Photo with permission from www.spidge.co.uk

Photo with permission from www.spidge.co.uk

Fortuitously, my navigational incompetence and the toddler’s unreliable urination issues did not return to blight my ride across the country. P(C)arrot, straight and bold from start to finish, was super polite and rideable, and made it all feel very easy.

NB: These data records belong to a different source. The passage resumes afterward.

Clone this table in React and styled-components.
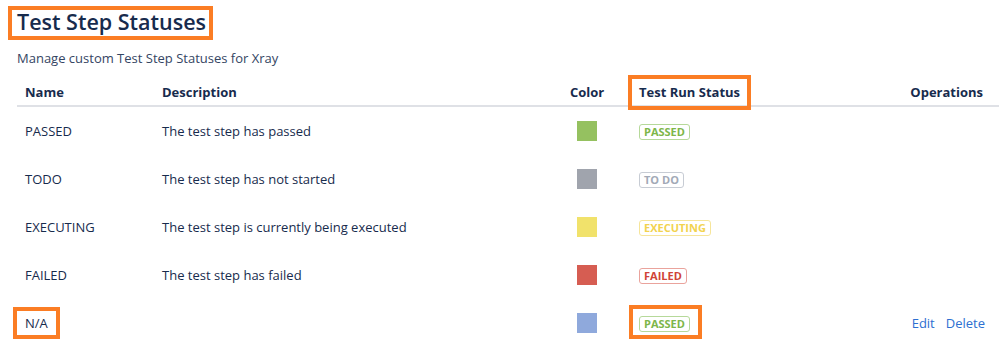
import React from "react";
import styled, { createGlobalStyle } from "styled-components";

const GlobalStyle = createGlobalStyle`
  body {
    margin: 0;
    background: #ffffff;
    font-family: "Open Sans", "Noto Sans", sans-serif;
    color: #172b4d;
  }
`;

const Page = styled.div`
  width: 999px;
  height: 344px;
  overflow: hidden;
  padding: 8px 0 0 17px;
  box-sizing: border-box;
`;

const Highlight = styled.span`
  position: relative;
  display: inline-block;
  &::after {
    content: "";
    position: absolute;
    top: ${(p) => p.$t}px;
    right: ${(p) => p.$r}px;
    bottom: ${(p) => p.$b}px;
    left: ${(p) => p.$l}px;
    border: 4px solid #fb7d24;
    pointer-events: none;
  }
`;

const Title = styled.h1`
  margin: 0;
  font-size: 21.5px;
  font-weight: 600;
  line-height: 28px;
  color: #172b4d;
`;

const Subtitle = styled.p`
  margin: 12px 0 0;
  font-size: 13px;
  line-height: 20px;
  color: #344563;
`;

const Table = styled.table`
  margin-top: 11px;
  width: 982px;
  border-collapse: collapse;
  table-layout: fixed;
`;

const HeadCell = styled.th`
  text-align: ${(p) => (p.$right ? "right" : "left")};
  font-size: 13px;
  font-weight: 700;
  height: 26px;
  padding: 0 ${(p) => (p.$right ? "16px" : "8px")} 0 8px;
  border-bottom: 2px solid #dfe1e6;
  vertical-align: middle;
  color: #172b4d;
`;

const Cell = styled.td`
  height: 48px;
  padding: 0 ${(p) => (p.$right ? "14px" : "8px")} 0 8px;
  font-size: 13px;
  text-align: ${(p) => (p.$right ? "right" : "left")};
  vertical-align: middle;
  color: #172b4d;
`;

const Swatch = styled.span`
  display: inline-block;
  width: 20px;
  height: 20px;
  margin-left: 7px;
  background: ${(p) => p.$color};
  vertical-align: middle;
`;

const Lozenge = styled.span`
  display: inline-block;
  box-sizing: border-box;
  height: 16px;
  line-height: 14px;
  padding: 0 4px;
  border: 1px solid ${(p) => p.$border};
  border-radius: 3px;
  color: ${(p) => p.$color};
  font-size: 11px;
  font-weight: 700;
  text-transform: uppercase;
  vertical-align: middle;
`;

const Link = styled.a`
  color: #2d6fd1;
  text-decoration: none;
  margin-left: ${(p) => p.$gap || 0}px;
  cursor: pointer;
`;

const lozenges = {
  passed: { label: "Passed", color: "#7db64a", border: "#b6d99a" },
  todo: { label: "To Do", color: "#a2a9b6", border: "#c7ccd4" },
  executing: { label: "Executing", color: "#f2d34f", border: "#f6e59a" },
  failed: { label: "Failed", color: "#d04437", border: "#eaa39c" },
};

const rows = [
  { name: "PASSED", desc: "The test step has passed", color: "#95c160", status: "passed" },
  { name: "TODO", desc: "The test step has not started", color: "#a0a4ad", status: "todo" },
  { name: "EXECUTING", desc: "The test step is currently being executed", color: "#f1e26b", status: "executing" },
  { name: "FAILED", desc: "The test step has failed", color: "#d65d52", status: "failed" },
  { name: "N/A", desc: "", color: "#8fa9dc", status: "passed", custom: true },
];

const StatusLozenge = ({ status }) => {
  const l = lozenges[status];
  return (
    <Lozenge $color={l.color} $border={l.border}>
      {l.label}
    </Lozenge>
  );
};

export default function App() {
  return (
    <Page>
      <GlobalStyle />
      <Highlight $t={-2} $r={-7} $b={-4} $l={-9}>
        <Title>Test Step Statuses</Title>
      </Highlight>
      <Subtitle>Manage custom Test Step Statuses for Xray</Subtitle>
      <Table>
        <colgroup>
          <col style={{ width: 137 }} />
          <col style={{ width: 408 }} />
          <col style={{ width: 69 }} />
          <col style={{ width: 200 }} />
          <col />
        </colgroup>
        <thead>
          <tr>
            <HeadCell>Name</HeadCell>
            <HeadCell>Description</HeadCell>
            <HeadCell>Color</HeadCell>
            <HeadCell>
              <Highlight $t={-8} $r={-11} $b={-9} $l={-11}>
                Test Run Status
              </Highlight>
            </HeadCell>
            <HeadCell $right>Operations</HeadCell>
          </tr>
        </thead>
        <tbody>
          {rows.map((r) => (
            <tr key={r.name}>
              <Cell>
                {r.custom ? (
                  <Highlight $t={-7} $r={-12} $b={-7} $l={-12}>
                    {r.name}
                  </Highlight>
                ) : (
                  r.name
                )}
              </Cell>
              <Cell>{r.desc}</Cell>
              <Cell>
                <Swatch $color={r.color} />
              </Cell>
              <Cell>
                {r.custom ? (
                  <Highlight $t={-9} $r={-12} $b={-7} $l={-10}>
                    <StatusLozenge status={r.status} />
                  </Highlight>
                ) : (
                  <StatusLozenge status={r.status} />
                )}
              </Cell>
              <Cell $right>
                {r.custom && (
                  <>
                    <Link>Edit</Link>
                    <Link $gap={11}>Delete</Link>
                  </>
                )}
              </Cell>
            </tr>
          ))}
        </tbody>
      </Table>
    </Page>
  );
}
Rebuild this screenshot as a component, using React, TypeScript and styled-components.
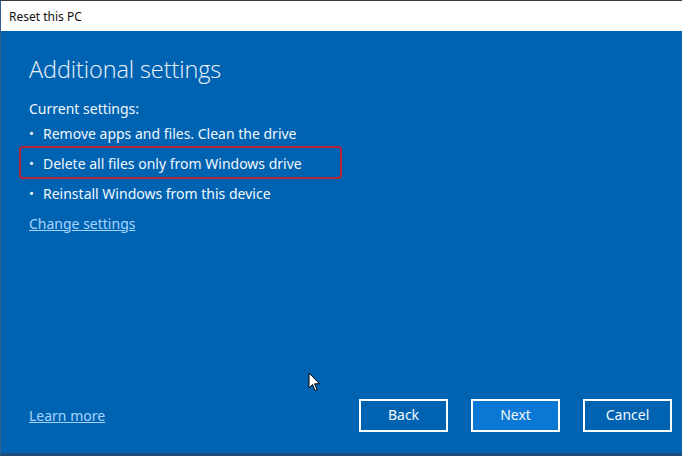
import React from 'react';
import styled, { createGlobalStyle } from 'styled-components';

const GlobalStyle = createGlobalStyle`
  html, body {
    margin: 0;
    padding: 0;
    background: #0063b1;
  }
  body {
    font-family: "Noto Sans", "Open Sans", sans-serif;
  }
`;

const Window = styled.div`
  width: 682px;
  height: 456px;
  box-sizing: border-box;
  display: flex;
  flex-direction: column;
  border-top: 1px solid #3a3a3a;
  border-left: 1px solid #2f5f8f;
  border-bottom: 3px solid #1f4d7a;
  background: #0063b1;
  overflow: hidden;
  position: relative;
`;

const TitleBar = styled.div`
  height: 30px;
  background: #ffffff;
  display: flex;
  align-items: center;
  padding-left: 8px;
  font-size: 12px;
  color: #111;
`;

const Body = styled.div`
  flex: 1;
  display: flex;
  flex-direction: column;
  padding: 22px 10px 21px 28px;
  color: #f2f7fc;
`;

const Heading = styled.h1`
  margin: 0 0 13px;
  font-family: "Open Sans", "Noto Sans", sans-serif;
  font-weight: 300;
  font-size: 23.5px;
  letter-spacing: -0.1px;
  color: #eef5fc;
`;

const Line = styled.div<{ $short?: boolean }>`
  height: ${p => (p.$short ? 20 : 30)}px;
  display: flex;
  align-items: center;
  font-size: 14px;
  position: relative;
`;

const Bullet = styled.span`
  width: 14px;
  font-size: 13px;
`;

const Highlight = styled.div`
  position: absolute;
  left: -10px;
  top: -2px;
  width: 323px;
  height: 33px;
  border: 2px solid #b3263e;
  border-radius: 4px;
  box-sizing: border-box;
`;

const Link = styled.a`
  color: #a6d4ff;
  text-decoration: underline;
  font-size: 14px;
  cursor: pointer;
`;

const Footer = styled.div`
  margin-top: auto;
  display: flex;
  align-items: center;
`;

const Buttons = styled.div`
  margin-left: auto;
  display: flex;
  gap: 23px;
`;

const Button = styled.button<{ $primary?: boolean }>`
  width: 89px;
  height: 33px;
  box-sizing: border-box;
  border: 2px solid #ffffff;
  background: ${p => (p.$primary ? '#0a78d4' : '#0063b1')};
  color: #f4f8fc;
  font-family: "Noto Sans", sans-serif;
  font-size: 14px;
  padding: 0 0 2px;
`;

const Cursor = styled.svg`
  position: absolute;
  left: 307px;
  top: 371px;
`;

const items = [
  'Remove apps and files. Clean the drive',
  'Delete all files only from Windows drive',
  'Reinstall Windows from this device',
];

function App() {
  return (
    <Window>
      <GlobalStyle />
      <TitleBar>Reset this PC</TitleBar>
      <Body>
        <Heading>Additional settings</Heading>
        <Line $short>Current settings:</Line>
        {items.map((t, i) => (
          <Line key={t}>
            {i === 1 && <Highlight />}
            <Bullet>•</Bullet>
            {t}
          </Line>
        ))}
        <Line>
          <Link>Change settings</Link>
        </Line>
        <Footer>
          <Link>Learn more</Link>
          <Buttons>
            <Button>Back</Button>
            <Button $primary>Next</Button>
            <Button>Cancel</Button>
          </Buttons>
        </Footer>
      </Body>
      <Cursor width="13" height="20" viewBox="0 0 13 20">
        <path d="M1 1 L1 16 L4.5 12.5 L7 18.5 L9 17.6 L6.6 11.8 L11.5 11.8 Z" fill="#fff" stroke="#000" strokeWidth="1" />
      </Cursor>
    </Window>
  );
}

export default App;
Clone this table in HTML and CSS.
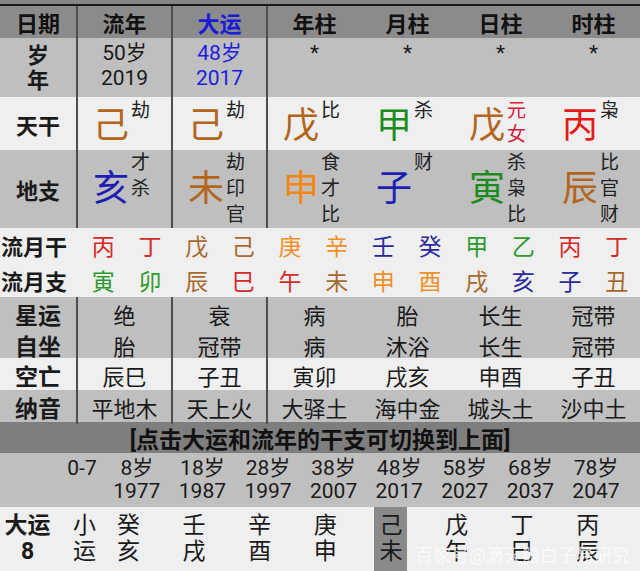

After Firle, I went off for a SJ and XC lesson and, as I always do, I persuaded the parents to come and babysit, provide cake, and conduct a series of running repairs to my ever-deteriorating car and trailer. Sometimes, when I am in the lorry park at events, I do reflect that my trailer looks a little out of place amidst the more popular lorries that are normally to be seen parked alongside us. We’re fairly recognisable in that we have a trailer at all, but also in that our trailer is categorically the scruffiest trailer ever to have disgraced the gates of a BE event. Well, no matter, it works and its simplicity does of course mean that my dad is able to fix most of its problems in the middle of a field with nothing but a screwdriver and some baling twine. His latest task was to source a cover for the gap above the ramp, the doors that were once there long since having fallen off their hinges. True to form, he’d diligently found me a made-to-measure cover and he’d come armed with a step ladder and a pop-rivet gun (no, I don’t know what that is either) and now he was attaching it to my trailer. I looked at it as he worked, looked at this cover that was to go on my out-of-place, recognisably scrappy trailer that already sticks out like a sore thumb. The wretched thing was bloody well baby-pink.